→ Material:
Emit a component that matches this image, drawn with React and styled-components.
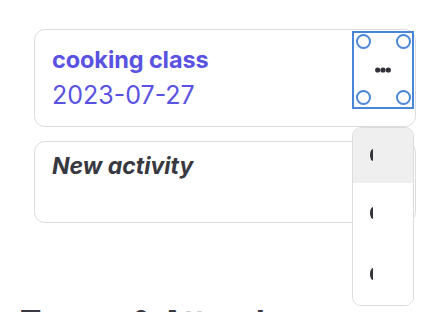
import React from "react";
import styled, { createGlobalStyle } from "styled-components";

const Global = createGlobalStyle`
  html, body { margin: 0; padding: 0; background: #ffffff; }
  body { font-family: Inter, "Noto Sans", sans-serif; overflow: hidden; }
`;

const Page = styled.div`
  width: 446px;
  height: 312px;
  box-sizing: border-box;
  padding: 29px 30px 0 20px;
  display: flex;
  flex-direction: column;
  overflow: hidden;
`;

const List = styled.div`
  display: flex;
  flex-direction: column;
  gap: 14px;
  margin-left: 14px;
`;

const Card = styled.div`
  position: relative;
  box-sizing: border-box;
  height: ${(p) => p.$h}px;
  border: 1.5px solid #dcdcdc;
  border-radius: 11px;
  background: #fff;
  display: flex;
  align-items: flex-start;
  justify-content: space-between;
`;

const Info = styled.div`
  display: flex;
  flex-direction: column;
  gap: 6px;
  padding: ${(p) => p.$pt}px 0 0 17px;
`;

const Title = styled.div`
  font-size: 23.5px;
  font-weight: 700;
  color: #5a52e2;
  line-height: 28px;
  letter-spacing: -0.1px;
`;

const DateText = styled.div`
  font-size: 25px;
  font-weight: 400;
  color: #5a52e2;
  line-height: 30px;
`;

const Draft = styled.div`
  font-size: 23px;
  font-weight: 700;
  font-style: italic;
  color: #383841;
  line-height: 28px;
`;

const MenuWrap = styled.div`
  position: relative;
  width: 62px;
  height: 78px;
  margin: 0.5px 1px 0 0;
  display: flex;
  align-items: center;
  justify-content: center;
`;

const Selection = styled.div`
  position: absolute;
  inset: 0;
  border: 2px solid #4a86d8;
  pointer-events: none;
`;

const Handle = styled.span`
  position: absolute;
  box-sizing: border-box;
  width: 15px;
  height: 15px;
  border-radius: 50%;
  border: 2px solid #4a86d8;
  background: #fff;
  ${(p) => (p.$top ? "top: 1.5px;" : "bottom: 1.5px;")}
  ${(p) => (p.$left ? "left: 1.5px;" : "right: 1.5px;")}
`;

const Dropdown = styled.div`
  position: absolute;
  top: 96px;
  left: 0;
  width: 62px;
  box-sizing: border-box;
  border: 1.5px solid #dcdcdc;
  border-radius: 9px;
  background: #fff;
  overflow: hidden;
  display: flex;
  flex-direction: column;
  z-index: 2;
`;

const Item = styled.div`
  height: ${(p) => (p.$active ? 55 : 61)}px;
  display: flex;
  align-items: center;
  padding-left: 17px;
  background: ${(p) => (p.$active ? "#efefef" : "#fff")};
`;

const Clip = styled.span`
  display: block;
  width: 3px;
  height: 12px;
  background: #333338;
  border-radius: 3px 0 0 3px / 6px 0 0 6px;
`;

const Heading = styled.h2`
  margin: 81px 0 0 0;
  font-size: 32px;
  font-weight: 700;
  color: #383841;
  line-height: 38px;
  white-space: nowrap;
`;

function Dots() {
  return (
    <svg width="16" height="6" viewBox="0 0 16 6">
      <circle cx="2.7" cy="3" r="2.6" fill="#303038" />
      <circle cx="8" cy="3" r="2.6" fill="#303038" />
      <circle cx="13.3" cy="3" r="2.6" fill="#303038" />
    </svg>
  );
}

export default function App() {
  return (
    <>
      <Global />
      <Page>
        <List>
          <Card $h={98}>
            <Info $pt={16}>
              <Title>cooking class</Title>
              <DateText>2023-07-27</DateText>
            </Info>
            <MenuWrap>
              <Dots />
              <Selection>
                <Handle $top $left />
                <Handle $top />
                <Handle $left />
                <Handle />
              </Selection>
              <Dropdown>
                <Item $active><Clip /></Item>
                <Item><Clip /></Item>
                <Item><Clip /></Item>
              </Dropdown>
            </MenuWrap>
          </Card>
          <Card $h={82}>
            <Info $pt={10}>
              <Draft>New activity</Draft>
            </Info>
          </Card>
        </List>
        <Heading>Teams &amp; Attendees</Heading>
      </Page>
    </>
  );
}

→ What is asked:
Exclude every picture and copy the remaining data exactly.

→ Solution to this exercise:
Emit a component that matches this image, drawn with React and styled-components.
import React from "react";
import styled, { createGlobalStyle } from "styled-components";

const Global = createGlobalStyle`
  html, body { margin: 0; padding: 0; background: #ffffff; }
  body { font-family: Inter, "Noto Sans", sans-serif; overflow: hidden; }
`;

const Page = styled.div`
  width: 446px;
  height: 312px;
  box-sizing: border-box;
  padding: 29px 30px 0 20px;
  display: flex;
  flex-direction: column;
  overflow: hidden;
`;

const List = styled.div`
  display: flex;
  flex-direction: column;
  gap: 14px;
  margin-left: 14px;
`;

const Card = styled.div`
  position: relative;
  box-sizing: border-box;
  height: ${(p) => p.$h}px;
  border: 1.5px solid #dcdcdc;
  border-radius: 11px;
  background: #fff;
  display: flex;
  align-items: flex-start;
  justify-content: space-between;
`;

const Info = styled.div`
  display: flex;
  flex-direction: column;
  gap: 6px;
  padding: ${(p) => p.$pt}px 0 0 17px;
`;

const Title = styled.div`
  font-size: 23.5px;
  font-weight: 700;
  color: #5a52e2;
  line-height: 28px;
  letter-spacing: -0.1px;
`;

const DateText = styled.div`
  font-size: 25px;
  font-weight: 400;
  color: #5a52e2;
  line-height: 30px;
`;

const Draft = styled.div`
  font-size: 23px;
  font-weight: 700;
  font-style: italic;
  color: #383841;
  line-height: 28px;
`;

const MenuWrap = styled.div`
  position: relative;
  width: 62px;
  height: 78px;
  margin: 0.5px 1px 0 0;
  display: flex;
  align-items: center;
  justify-content: center;
`;

const Selection = styled.div`
  position: absolute;
  inset: 0;
  border: 2px solid #4a86d8;
  pointer-events: none;
`;

const Handle = styled.span`
  position: absolute;
  box-sizing: border-box;
  width: 15px;
  height: 15px;
  border-radius: 50%;
  border: 2px solid #4a86d8;
  background: #fff;
  ${(p) => (p.$top ? "top: 1.5px;" : "bottom: 1.5px;")}
  ${(p) => (p.$left ? "left: 1.5px;" : "right: 1.5px;")}
`;

const Dropdown = styled.div`
  position: absolute;
  top: 96px;
  left: 0;
  width: 62px;
  box-sizing: border-box;
  border: 1.5px solid #dcdcdc;
  border-radius: 9px;
  background: #fff;
  overflow: hidden;
  display: flex;
  flex-direction: column;
  z-index: 2;
`;

const Item = styled.div`
  height: ${(p) => (p.$active ? 55 : 61)}px;
  display: flex;
  align-items: center;
  padding-left: 17px;
  background: ${(p) => (p.$active ? "#efefef" : "#fff")};
`;

const Clip = styled.span`
  display: block;
  width: 3px;
  height: 12px;
  background: #333338;
  border-radius: 3px 0 0 3px / 6px 0 0 6px;
`;

const Heading = styled.h2`
  margin: 81px 0 0 0;
  font-size: 32px;
  font-weight: 700;
  color: #383841;
  line-height: 38px;
  white-space: nowrap;
`;

function Dots() {
  return (
    <svg width="16" height="6" viewBox="0 0 16 6">
      <circle cx="2.7" cy="3" r="2.6" fill="#303038" />
      <circle cx="8" cy="3" r="2.6" fill="#303038" />
      <circle cx="13.3" cy="3" r="2.6" fill="#303038" />
    </svg>
  );
}

export default function App() {
  return (
    <>
      <Global />
      <Page>
        <List>
          <Card $h={98}>
            <Info $pt={16}>
              <Title>cooking class</Title>
              <DateText>2023-07-27</DateText>
            </Info>
            <MenuWrap>
              <Dots />
              <Selection>
                <Handle $top $left />
                <Handle $top />
                <Handle $left />
                <Handle />
              </Selection>
              <Dropdown>
                <Item $active><Clip /></Item>
                <Item><Clip /></Item>
                <Item><Clip /></Item>
              </Dropdown>
            </MenuWrap>
          </Card>
          <Card $h={82}>
            <Info $pt={10}>
              <Draft>New activity</Draft>
            </Info>
          </Card>
        </List>
        <Heading>Teams &amp; Attendees</Heading>
      </Page>
    </>
  );
}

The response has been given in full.